Final answer:
The initial recoil speed of the boat is found using conservation of momentum. By considering the momentum before and after the rock is thrown, we calculate the boat's recoil velocity, which is 0.2685 m/s in the opposite direction of the thrown rock.
Step-by-step explanation:
To answer this question, we need to apply the principle of conservation of momentum, since the man throwing the rock and the boat are an isolated system with no external horizontal forces. According to this principle:
Initial Total Momentum = Final Total Momentum
Before the rock is thrown, both the man and the boat are at rest, so the initial momentum is zero. When the man throws the rock, the boat moves in the opposite direction to conserve momentum. The man's mass is 86.1 kg, the boat's mass is 156 kg, and the rock has a mass of 5 kg.

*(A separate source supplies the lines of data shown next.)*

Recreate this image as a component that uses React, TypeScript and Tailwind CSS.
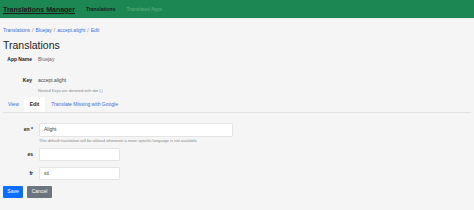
import React from "react";

export default function App() {
  return (
    <div className="w-[474px] h-[210px] bg-[#f5f5f5] overflow-hidden" style={{ fontFamily: '"Liberation Sans", Arial, sans-serif' }}>
      <nav className="h-[19px] bg-[#1d8753] border-b border-[#e9ece9] flex items-center px-[3px] gap-[11px]">
        <span className="text-[7px] font-bold text-[#1a1a1a] underline leading-none">Translations Manager</span>
        <span className="text-[5px] font-bold text-[#1a1a1a] leading-none">Translations</span>
        <span className="text-[5px] text-[#5fae84] leading-none">Translated Apps</span>
      </nav>
      <div className="px-[3px]">
        <div className="pt-[9px] text-[5px] text-[#3a6fd8] leading-none flex gap-[2px]">
          <span>Translations</span><span className="text-[#777]">/</span>
          <span>Bluejay</span><span className="text-[#777]">/</span>
          <span>accept.alight</span><span className="text-[#777]">/</span>
          <span>Edit</span>
        </div>
        <h1 className="mt-[7px] text-[10.5px] leading-none text-[#222]">Translations</h1>
        <div className="mt-[6px] flex items-center text-[5px] leading-none">
          <span className="w-[29px] text-right font-bold text-[#222]">App Name</span>
          <span className="ml-[6px] text-[#666]">Bluejay</span>
        </div>
        <div className="mt-[16px] flex items-center text-[5px] leading-none">
          <span className="w-[29px] text-right font-bold text-[#222]">Key</span>
          <span className="ml-[6px] text-[#444]">accept.alight</span>
        </div>
        <div className="mt-[6px] ml-[35px] text-[4px] leading-none text-[#888]">Nested Keys are denoted with dot (.)</div>
        <div className="mt-[5px] flex items-end border-b border-[#e2e2e2] h-[15px] text-[5px] leading-none">
          <span className="px-[5px] pb-[5px] text-[#3a6fd8]">View</span>
          <span className="px-[6px] pb-[5px] pt-[5px] bg-white font-bold text-[#222]">Edit</span>
          <span className="px-[6px] pb-[5px] text-[#3a6fd8]">Translate Missing with Google</span>
        </div>
        <div className="mt-[10px] flex items-center text-[5px] leading-none">
          <span className="w-[30px] text-right font-bold text-[#222]">en *</span>
          <div className="ml-[6px] w-[194px] h-[14px] bg-white border border-[#e4e4e4] rounded-[1px] flex items-center px-[4px] text-[#444]">Alight</div>
        </div>
        <div className="mt-[2px] ml-[36px] text-[4px] leading-none text-[#888]">This default translation will be utilized whenever a more specific language is not available</div>
        <div className="mt-[5px] flex items-center text-[5px] leading-none">
          <span className="w-[30px] text-right font-bold text-[#222]">es</span>
          <div className="ml-[6px] w-[81px] h-[13px] bg-white border border-[#e4e4e4] rounded-[1px]"></div>
        </div>
        <div className="mt-[6px] flex items-center text-[5px] leading-none">
          <span className="w-[30px] text-right font-bold text-[#222]">fr</span>
          <div className="ml-[6px] w-[81px] h-[13px] bg-white border border-[#e4e4e4] rounded-[1px] flex items-center px-[4px] text-[#444]">sit</div>
        </div>
        <div className="mt-[6px] flex gap-[4px] text-[5px] leading-none">
          <button className="w-[20px] h-[12px] bg-[#0d6efd] text-white rounded-[1px]">Save</button>
          <button className="w-[25px] h-[12px] bg-[#6c757d] text-white rounded-[1px]">Cancel</button>
        </div>
      </div>
    </div>
  );
}
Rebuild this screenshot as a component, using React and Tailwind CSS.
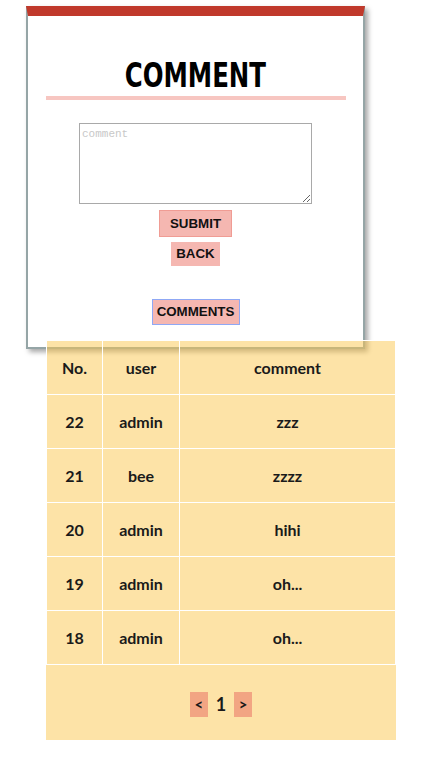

Let v be the recoil velocity of the boat and the man together. Then the momentum of the boat and the man is (156 kg + 86.1 kg) × v, and the momentum of the rock is 5 kg × 13 m/s. Conservating momentum we have:
0 = (156 kg + 86.1 kg) × v + 5 kg × 13 m/s
Solve for v:
v = - (5 kg × 13 m/s) / (156 kg + 86.1 kg)
v = - (65 kg·m/s) / (242.1 kg)
v = -0.2685 m/s
The initial recoil speed of the boat is therefore 0.2685 m/s in the direction opposite to the rock's motion. The negative sign indicates the direction is opposite to that of the thrown rock, but when asked for speed, we typically report the magnitude, which would simply be 0.2685 m/s.